Talking to Dawn, a senior PML-N leader from Balochistan and a member of the party's central working committee Sydaal Nasar disclosed that the woman who had carried out the suicide attack in Karachi had been sitting outside the Quetta Press Club for the past over four years, as many of her family members were among the missing persons.
As Mushahid Hussain questioned the utility of the commission on the missing persons and termed it a "joke" with the nation, he said the missing persons' issue must be resolved immediately.
The PML-N senator, who is also the chairman of the Senate Standing Committee on Defence, described the Karachi incident as a "monumental failure and breach of security." He regretted that there were some 26 intelligence agencies operating in the country, but it seemed there was no coordination among them at all.

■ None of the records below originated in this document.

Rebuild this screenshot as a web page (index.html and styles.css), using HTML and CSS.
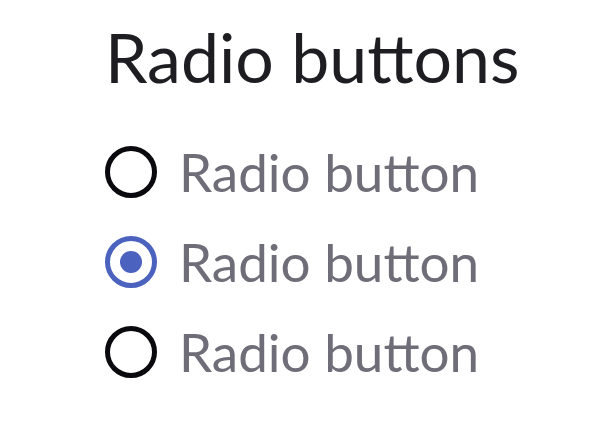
FILE: index.html
```html
<!DOCTYPE html>
<html lang="en">
<head>
    <meta charset="UTF-8">
    <title>Radio buttons</title>
    <link rel="stylesheet" href="styles.css">
</head>
<body>
    <div class="container">
        <h1>Radio buttons</h1>
        <div class="radio-group">
            <label class="radio">
                <input type="radio" name="choice">
                <span class="mark"></span>
                <span class="label">Radio button</span>
            </label>
            <label class="radio">
                <input type="radio" name="choice" checked>
                <span class="mark"></span>
                <span class="label">Radio button</span>
            </label>
            <label class="radio">
                <input type="radio" name="choice">
                <span class="mark"></span>
                <span class="label">Radio button</span>
            </label>
        </div>
    </div>
</body>
</html>
```

FILE: styles.css
```css
/* General styles */
body {
    font-family: Lato, "Open Sans", sans-serif;
    margin: 0;
    padding: 0;
    background-color: #fff;
}

.container {
    padding: 17px 0 0 105px;
}

h1 {
    margin: 0 0 46px 0;
    font-size: 68px;
    font-weight: normal;
    color: #1d1d22;
    line-height: 80px;
}

.radio-group {
    display: flex;
    flex-direction: column;
    gap: 32px;
}

.radio {
    display: flex;
    align-items: center;
    gap: 22px;
    cursor: pointer;
}

.radio input {
    display: none;
}

.mark {
    width: 42px;
    height: 42px;
    border: 5px solid #0a0a0e;
    border-radius: 50%;
    display: flex;
    align-items: center;
    justify-content: center;
}

.radio input:checked + .mark {
    border-color: #4b62be;
}

.radio input:checked + .mark::after {
    content: "";
    width: 22px;
    height: 22px;
    border-radius: 50%;
    background: #4b62be;
}

.label {
    font-size: 53px;
    line-height: 58px;
    color: #6e6d78;
}
```
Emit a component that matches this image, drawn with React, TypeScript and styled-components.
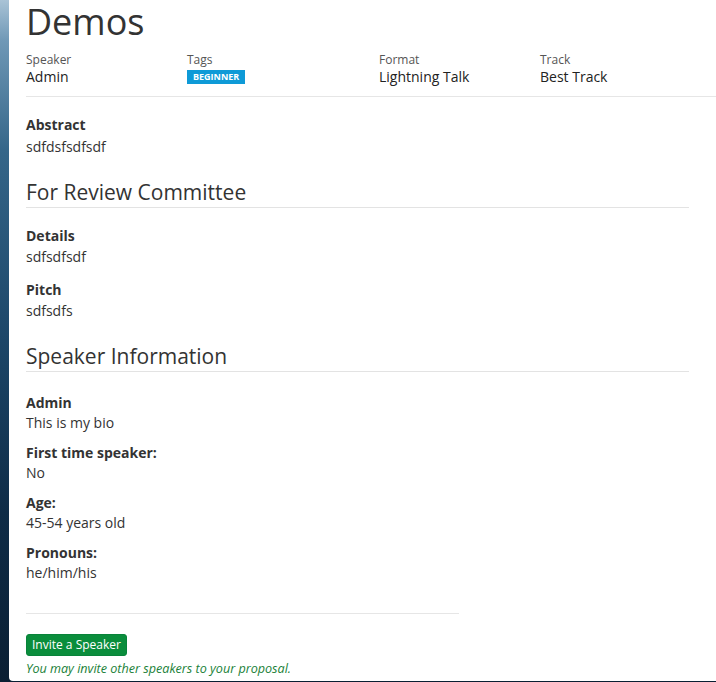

The senator also drew attention to the alleged harassment and corruption by the security officials deployed at the border. He said the Baloch people recently protested when the law enforcement agencies resorted to firing on the people who were accused of smuggling oil.
Similarly, Pakistan People's Party (PPP) Senator Raza Rabbani, said, "Extreme nationalism has permeated to such an extent that educated women are willing to lay down their lives," adding that, the seeds of oppression, suppression, alienation and the sense of deprivation are so deep that it motivates violent reaction against the state and its strategic interests."
Meanwhile, National Party Punjab president Ayub Malik also urged the new federal government to take urgent steps to resolve the issue of enforced disappearances, as it was vital to restore permanent peace in Balochistan.
Enforced disappearances are used as a tool by Pakistani authorities to terrorize people who question the all-powerful army establishment of the country, or seek individual or social rights.
Cases of enforced disappearances have been majorly recorded in the Balochistan and the Khyber-Pakhtunkhwa provinces of the country which host active separatist movements.
PPP secretary-general Farhatullah Babar, in a Twitter post, said a new wave of repression against Baloch was feared as a result of a suicide attack in Karachi.
"It will be a disaster if, instead of reaching out and applying balm on wounds of Baloch, they are hounded. The state hasn't yet recovered from Musharraf's humiliation of Baloch people," he added.
Including 1,200 missing in Sindh province in the last six months, over 8,000 people were missing in the country during 2021, a recent report by the US revealed. (ANI)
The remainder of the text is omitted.